Omid rushed to my side, trying to calm me down. There was a miniature crisis meeting between the men and Omid, heads together, shooting me glances as if I was some hysterical banshee that needed to be brought under control. I sensed they were telling Omid to take command of his unruly guest. They threw patronising glances my way, as if they had decided it was my time of the month.
‘OK, OK. We all need to calm down,’ Omid said quietly at my side. ‘They’re going to let it go, they’re going to drop it. Let’s just take it easy, let’s get out of here.’
They couldn’t back down that easily, so there was some more muttering and snarled, underhand threats, making out they’d done me a favour by letting me off my crime. I heard Omid mention the name of his friend again and eventually the men skulked back to their car, pride wounded but still seeping arrogance, tossing insults our way as they slammed the car doors. The crowd dissipated gradually, with some of the women showing their support with pats on the arm and knowing smiles and thumbs-ups from their cars. No doubt many of them had suffered this Gestapo-style intimidation themselves over the years; it was all part of life in the Islamic Republic. The traffic jam began its steady grind back to the normal Tehran speed and I fired up the bike and followed Omid and Tala down a side street. Omid bought us all cold cans of Zamzam and we stood on the pavement, simmering down, Omid repeating his pledge, ‘I’m going to fuck them up.’
Half an hour later Omid and Tala deposited me at the start of Highway 7, the Persian Gulf Highway and the fastest route through the southern outskirts of Tehran towards Kashan, my next stop. Before we said our goodbyes, Omid checked his phone for messages.
‘Ha! I sent their licence plate to my friend in the security services. He just sent me a message, he says he’s tracked them down and they have made an official apology to you. Oh, and he’s confiscated their car.’
He grinned. I felt bad for Omid. He had made such efforts to ease my passage through Iran, looking after my every need, translating for me, ferrying me around Tehran, putting me in touch with his friends across the country, all way beyond the call of duty. But as ever, he saw the amusing side.
‘Well, at least you can say you’ve had an authentic Iranian experience,’ he said, laughing, as he and Tala bade me farewell at the toll booth.
We had made our clandestine hugs in the privacy of their home before we set off, so we waved each other goodbye with promises of future plans and meetings. There was a little lump in my throat as I watched their car turn around and disappear, swallowed up in the stream of Tehran-bound traffic.

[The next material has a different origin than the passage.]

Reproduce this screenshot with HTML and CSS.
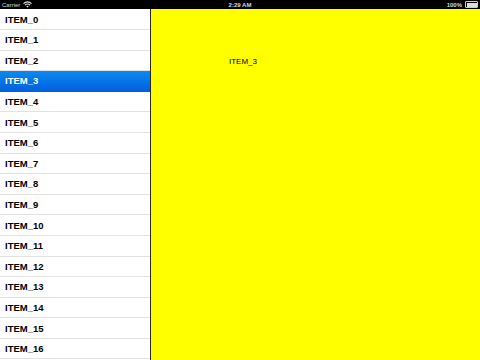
FILE: index.html
```html
<!DOCTYPE html>
<html>
<head>
    <title>Split View</title>
    <link rel="stylesheet" href="styles.css">
</head>
<body>
    <div class="status-bar">
        <div class="status-left">
            <span>Carrier</span>
            <svg class="wifi" width="9" height="7" viewBox="0 0 9 7">
                <path d="M0.5 2.6 A5.5 5.5 0 0 1 8.5 2.6" fill="none" stroke="#ddd" stroke-width="1.1"/>
                <path d="M2 4.1 A3.4 3.4 0 0 1 7 4.1" fill="none" stroke="#ddd" stroke-width="1.1"/>
                <path d="M4.5 6.6 L3.3 5.4 A1.7 1.7 0 0 1 5.7 5.4 Z" fill="#ddd"/>
            </svg>
        </div>
        <div class="status-time">2:29 AM</div>
        <div class="status-right">
            <span>100%</span>
            <span class="battery"><span class="battery-fill"></span></span>
        </div>
    </div>

    <div class="split">
        <ul class="master" id="master"></ul>
        <div class="detail">
            <div class="detail-label" id="detail-label">ITEM_3</div>
        </div>
    </div>

    <script>
        // Build the item list
        const master = document.getElementById('master');
        for (let i = 0; i < 17; i++) {
            const row = document.createElement('li');
            row.className = 'row' + (i === 3 ? ' selected' : '');
            row.textContent = 'ITEM_' + i;
            master.appendChild(row);
        }
    </script>
</body>
</html>
```
FILE: styles.css
```css
body {
    margin: 0;
    width: 480px;
    height: 360px;
    overflow: hidden;
    font-family: "Liberation Sans", Arial, sans-serif;
    background-color: #000;
}
.status-bar {
    height: 9.4px;
    background-color: #000;
    color: #d8d8d8;
    font-size: 6px;
    font-weight: bold;
    display: flex;
    align-items: center;
    justify-content: space-between;
    padding: 0 2px 0 2px;
    position: relative;
}
.status-left,
.status-right {
    display: flex;
    align-items: center;
    gap: 3px;
}
.status-left span {
    font-weight: normal;
}
.status-time {
    position: absolute;
    left: 0;
    right: 0;
    text-align: center;
}
.battery {
    width: 10px;
    height: 4px;
    border: 1px solid #ccc;
    border-radius: 1px;
    padding: 0.5px;
    box-sizing: content-box;
    display: flex;
}
.battery-fill {
    flex: 1;
    background-color: #ddd;
}
.split {
    display: flex;
    height: 350.6px;
}
.master {
    width: 150px;
    margin: 0;
    padding: 0;
    list-style: none;
    background-color: #fff;
    border-right: 1px solid #2a2a2a;
    overflow: hidden;
}
.row {
    height: 20.6px;
    box-sizing: border-box;
    border-bottom: 1px solid #e2e2e2;
    padding-left: 5px;
    display: flex;
    align-items: center;
    font-size: 9.5px;
    font-weight: bold;
    color: #000;
}
.row.selected {
    background: linear-gradient(#0a8af0, #0060de);
    color: #fff;
    border-bottom-color: #0a5fc8;
}
.detail {
    flex: 1;
    background-color: #ffff00;
}
.detail-label {
    margin: 48px 0 0 78px;
    font-size: 8px;
    color: #000;
}
```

I relived the incident over and over as I headed south. The riding was easy, a wide empty road with nothing much of note among the barren wasteland except scrappy industrial estates and unappealing truck stops. I was grateful for the opportunity to ride in a slightly mindless fashion, but I could not escape my unease. I feared that telling a member of Iran’s security services to fuck off was not my wisest move, and as I moved into more remote country, my paranoia took hold. I was pretty certain I was the only British female on a UK-registered motorcycle in Iran at that moment. I wouldn’t be hard to find with an APB to all checkpoints and patrols within a hundred miles of Tehran. The Basij commanders reported directly to the Revolutionary Guards, and they certainly had the authority and means to organise that; their power was far-reaching and, frankly, terrifying.

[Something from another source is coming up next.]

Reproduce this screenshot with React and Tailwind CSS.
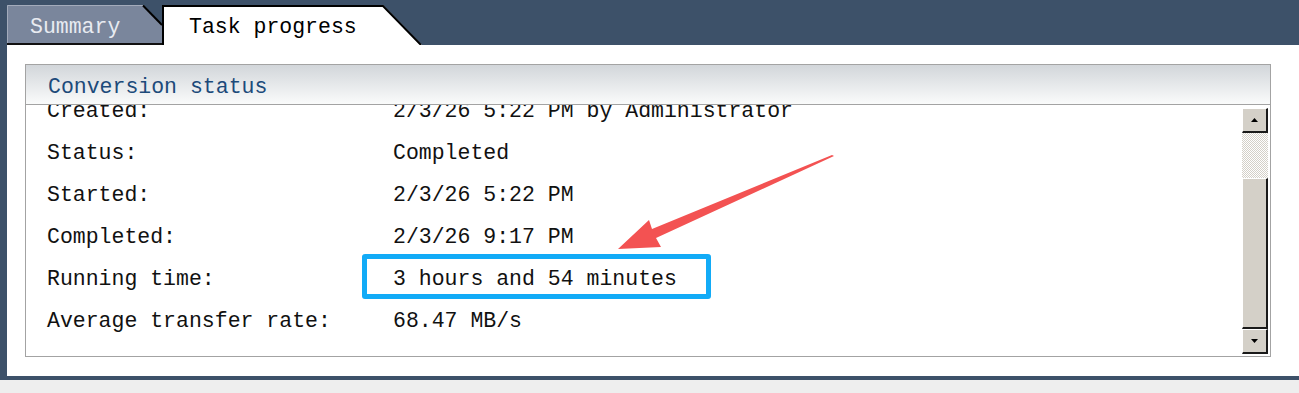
import React from "react";

const rows = [
    ["Created:", "2/3/26 5:22 PM by Administrator"],
    ["Status:", "Completed"],
    ["Started:", "2/3/26 5:22 PM"],
    ["Completed:", "2/3/26 9:17 PM"],
    ["Running time:", "3 hours and 54 minutes"],
    ["Average transfer rate:", "68.47 MB/s"],
];

// classic 3d scroll button
const ScrollButton = ({ down }) => (
    <div className="h-[25px] bg-[#d4d0c8] border-t border-l border-t-white border-l-white border-b-2 border-r-2 border-b-[#1a1a1a] border-r-[#1a1a1a] flex items-center justify-center">
        <svg width="7" height="4" viewBox="0 0 7 4">
            {down ? <polygon points="0,0 7,0 3.5,4" fill="#000" /> : <polygon points="0,4 7,4 3.5,0" fill="#000" />}
        </svg>
    </div>
);

const Tab = ({ active, width, children }) => (
    <div className="relative h-[40px] shrink-0" style={{ width }}>
        <svg className="absolute inset-0" width={width} height="40" viewBox={`0 0 ${width} 40`}>
            {active ? (
                <>
                    <polygon points={`0,0 ${width - 39},0 ${width},40 0,40`} fill="#fff" />
                    <polyline points={`1,40 1,1 ${width - 39},1 ${width - 1},40`} fill="none" stroke="#000" strokeWidth="2" />
                </>
            ) : (
                <>
                    <polygon points="0,0 136,0 155,20 155,40 0,40" fill="#7a869c" />
                    <polyline points="0.5,40 0.5,0.5 136,0.5" fill="none" stroke="#a3abbb" strokeWidth="1" />
                    <line x1="136" y1="0.5" x2="155" y2="20" stroke="#000" strokeWidth="2" />
                    <line x1="0" y1="39" x2="155" y2="39" stroke="#111" strokeWidth="2" />
                </>
            )}
        </svg>
        <span className={`relative block pt-[2px] leading-[40px] ${active ? "pl-[27px] text-black" : "pl-[23px] text-[#e8ebf1]"}`}>
            {children}
        </span>
    </div>
);

export default function App() {
    return (
        <div className="relative w-[1299px] h-[393px] bg-[#eeeeee] overflow-hidden text-[21.5px] text-[#111]" style={{ fontFamily: '"Liberation Mono", monospace' }}>
            <div className="h-[380px] bg-[#3d5169] pl-[7px] pb-[4px] flex flex-col">
                {/* tabs */}
                <div className="h-[45px] pt-[5px] flex">
                    <Tab width={155}>Summary</Tab>
                    <Tab active width={260}>Task progress</Tab>
                </div>

                {/* panel */}
                <div className="flex-1 bg-white pt-[19px] pl-[18px] pr-[28px]">
                    <div className="h-[293px] border border-[#a3a3a3] flex flex-col">
                        <div className="h-[40px] shrink-0 border-b border-[#a3a3a3] bg-gradient-to-b from-[#d2d6da] to-[#fafbfb] pl-[22px] leading-[44px] text-[#1c4a7a]">
                            Conversion status
                        </div>
                        <div className="flex-1 flex min-h-0">
                            <div className="flex-1 overflow-hidden">
                                <div className="-mt-[15px] pl-[21px]">
                                    {rows.map(([label, value]) => (
                                        <div key={label} className="h-[42px] flex items-center">
                                            <span className="w-[346px] shrink-0">{label}</span>
                                            <span>{value}</span>
                                        </div>
                                    ))}
                                </div>
                            </div>
                            {/* scrollbar */}
                            <div className="w-[26px] mr-[2px] mt-[3px] mb-[2px] flex flex-col">
                                <ScrollButton />
                                <div className="h-[45px] bg-[image:repeating-conic-gradient(#d4d0c8_0%_25%,#ffffff_0%_50%)] bg-[length:2px_2px]" />
                                <div className="flex-1 bg-[#d4d0c8] border-t border-l border-t-white border-l-white border-b-2 border-r-2 border-b-[#1a1a1a] border-r-[#1a1a1a]" />
                                <ScrollButton down />
                            </div>
                        </div>
                    </div>
                </div>
            </div>

            {/* annotation: highlight box */}
            <div className="absolute left-[362px] top-[254px] w-[349px] h-[45px] border-[5px] border-[#12abf7] rounded-[3px]" />

            {/* annotation: arrow */}
            <svg className="absolute inset-0 pointer-events-none" width="1299" height="393" viewBox="0 0 1299 393">
                <polygon points="834,156 656,238 661,247 618,249 649,220 652,229 832,155" fill="#f35252" />
            </svg>
        </div>
    );
}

The very idea of a government-organised militia was alien and intimidating to me, coming from a society where the army and police force have clearly defined roles. In Iran the grassroots militia, the Basij and the more official Revolutionary Guards occupy a murky position somewhere between the two, and the latter do what it says on the tin – they guard the ideals of the regime, their full title being the Army of the Guardians of the Islamic Revolution. But in the years since the revolution, and following the Guards’ involvement in the Iran–Iraq War of the 1980s, their numbers had swelled to over 125,000 troops across ground, air and sea, and under the last government, their powers had extended into social, economic and political areas of Iranian life.
This is what Omid had meant when he had shouted ‘These are Ahmadinejad’s men!’ Under the former president’s hardline rule, the Revolutionary Guards’ powers had spread yet further into all aspects of Iranian society. They
had their own media division, they owned and controlled universities, construction and engineering companies, they provided elite protection for top clerics and security at Iran’s nuclear sites, trained troops in Lebanon and Syria and, of course, were involved in crushing any deviant uprisings at home. The Guards report directly to the Supreme Leader and their logo – a bold, geometric design comprising a fist grasping a machine gun in front of a globe and a sheaf of wheat, managing to combine Nazi terror with Communist puritanism – is enough to strike a chill into the heart of any liberal westerner. Only the Quranic motto gives it away as Islamic – ‘Prepare against them what force you can’. They are untouchable. It’s no wonder they thought it would be fun to mess with me in the traffic jam. Discovering that I was travelling in convoy with a man who had their boss’s phone number on speed dial must have really spoiled their fun.
Among the public the general view of the lower-ranking Basij tended towards a wary but dismissive loathing: a bunch of young boys given a uniform and the authority to harass their neighbours at will did not seem to worry the average Iranian; maybe they had got used to their presence, like the persistent irritant of a buzzing fly. The real fear was reserved for the Revolutionary Guards, whose power was most definitely genuine and growing all the time. But their image as moral guardians was considered a farce. Despite their official task of upholding Islamic values, their less official ventures had gained them a reputation as a corrupt organisation profiteering from decidedly un-Islamic activities including the smuggling of fuel, booze and drugs and running prostitution rings. In 2008, when General Reza Zarei, a former Guards brigadier turned police chief in charge of Iran’s anti-vice campaign, was arrested in a Tehran brothel with six naked women, the Tehranis were amused rather than shocked. From the conversations I had had with men and women of all ages and backgrounds during my journey, the Revolutionary Guards’ suspect operations were common knowledge; a bust in a brothel or a truckload of booze coming over the border on their ticket was simply business as usual. Blind eyes were turned by all, but you crossed the Revolutionary Guards at your peril.